## Start PROVIDED RECORDS
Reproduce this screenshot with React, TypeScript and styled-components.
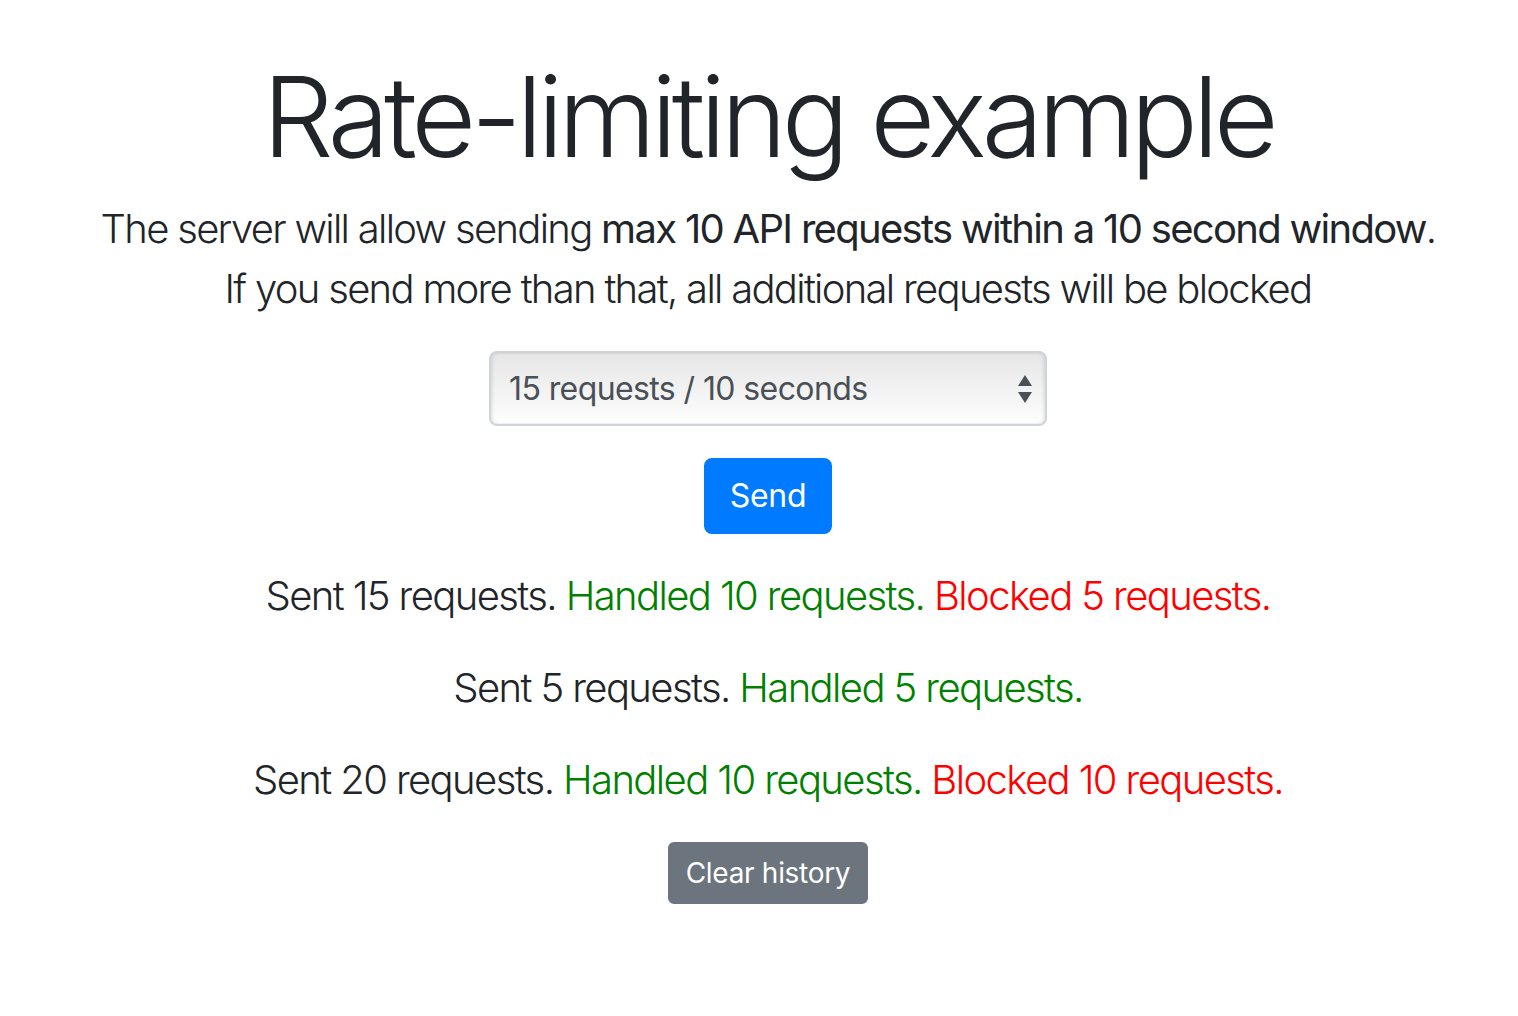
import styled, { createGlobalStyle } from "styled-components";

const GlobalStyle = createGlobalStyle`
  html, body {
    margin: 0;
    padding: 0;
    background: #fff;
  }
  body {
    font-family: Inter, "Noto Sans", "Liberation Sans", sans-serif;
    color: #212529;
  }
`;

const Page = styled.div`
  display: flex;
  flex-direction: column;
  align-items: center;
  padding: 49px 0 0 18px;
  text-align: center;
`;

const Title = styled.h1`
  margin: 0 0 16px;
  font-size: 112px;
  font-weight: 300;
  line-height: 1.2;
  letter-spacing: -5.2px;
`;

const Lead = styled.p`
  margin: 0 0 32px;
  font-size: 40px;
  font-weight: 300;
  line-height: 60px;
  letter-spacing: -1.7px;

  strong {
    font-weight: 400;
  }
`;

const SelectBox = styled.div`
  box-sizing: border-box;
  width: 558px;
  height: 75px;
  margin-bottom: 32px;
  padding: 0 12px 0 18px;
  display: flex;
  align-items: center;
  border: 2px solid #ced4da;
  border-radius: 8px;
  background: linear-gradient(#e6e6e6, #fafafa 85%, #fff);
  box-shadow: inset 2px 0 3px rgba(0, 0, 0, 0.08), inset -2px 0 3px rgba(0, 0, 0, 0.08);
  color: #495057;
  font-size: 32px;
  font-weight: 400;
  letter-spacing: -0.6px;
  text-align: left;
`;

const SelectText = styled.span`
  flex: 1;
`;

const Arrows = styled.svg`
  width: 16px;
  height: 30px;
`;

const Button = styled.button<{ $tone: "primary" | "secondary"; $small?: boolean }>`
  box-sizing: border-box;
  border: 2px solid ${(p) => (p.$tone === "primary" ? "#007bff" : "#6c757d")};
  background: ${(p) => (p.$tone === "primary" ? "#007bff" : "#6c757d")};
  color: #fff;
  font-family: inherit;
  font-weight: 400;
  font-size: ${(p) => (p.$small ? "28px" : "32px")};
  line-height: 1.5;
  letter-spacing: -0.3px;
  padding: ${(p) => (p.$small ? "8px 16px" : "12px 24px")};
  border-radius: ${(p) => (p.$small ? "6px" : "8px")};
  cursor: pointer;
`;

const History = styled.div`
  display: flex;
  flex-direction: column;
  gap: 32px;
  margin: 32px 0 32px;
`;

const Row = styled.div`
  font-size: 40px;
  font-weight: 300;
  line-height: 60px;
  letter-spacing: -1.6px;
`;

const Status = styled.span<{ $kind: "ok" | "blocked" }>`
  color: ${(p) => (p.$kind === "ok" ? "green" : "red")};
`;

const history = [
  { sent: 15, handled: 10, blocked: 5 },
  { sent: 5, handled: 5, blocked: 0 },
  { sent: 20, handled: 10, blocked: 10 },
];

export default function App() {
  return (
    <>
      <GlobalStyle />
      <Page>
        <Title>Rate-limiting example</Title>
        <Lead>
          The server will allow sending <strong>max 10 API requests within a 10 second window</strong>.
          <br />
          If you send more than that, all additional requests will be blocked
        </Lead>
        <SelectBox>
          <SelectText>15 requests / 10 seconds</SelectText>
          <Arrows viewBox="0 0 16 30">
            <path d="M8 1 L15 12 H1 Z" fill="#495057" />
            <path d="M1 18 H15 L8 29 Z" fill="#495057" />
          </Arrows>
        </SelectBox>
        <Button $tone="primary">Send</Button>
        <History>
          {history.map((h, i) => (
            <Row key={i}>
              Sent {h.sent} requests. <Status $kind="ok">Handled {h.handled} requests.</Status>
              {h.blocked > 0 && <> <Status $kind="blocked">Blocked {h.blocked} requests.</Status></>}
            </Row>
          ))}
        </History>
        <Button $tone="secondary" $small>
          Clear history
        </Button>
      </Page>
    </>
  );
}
## End PROVIDED RECORDS
## Start PROVIDED RECORDS
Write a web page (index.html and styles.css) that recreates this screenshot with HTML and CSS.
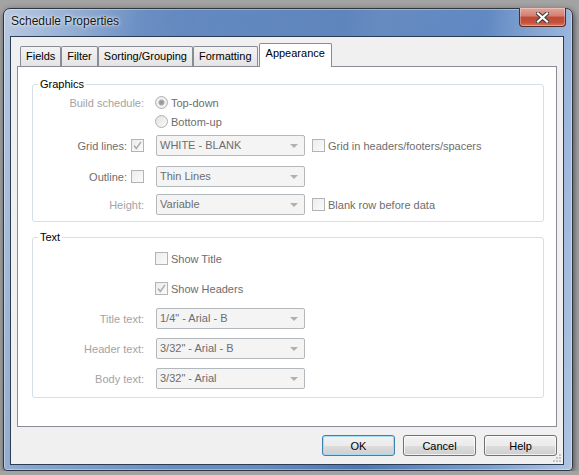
## End PROVIDED RECORDS
*WRITTEN PROBLEM*:
Find the string "components" in the records, then copy each line where it occurs.

*FINISHED EXERCISE*:
Reproduce this screenshot with React, TypeScript and styled-components.
import styled, { createGlobalStyle } from "styled-components";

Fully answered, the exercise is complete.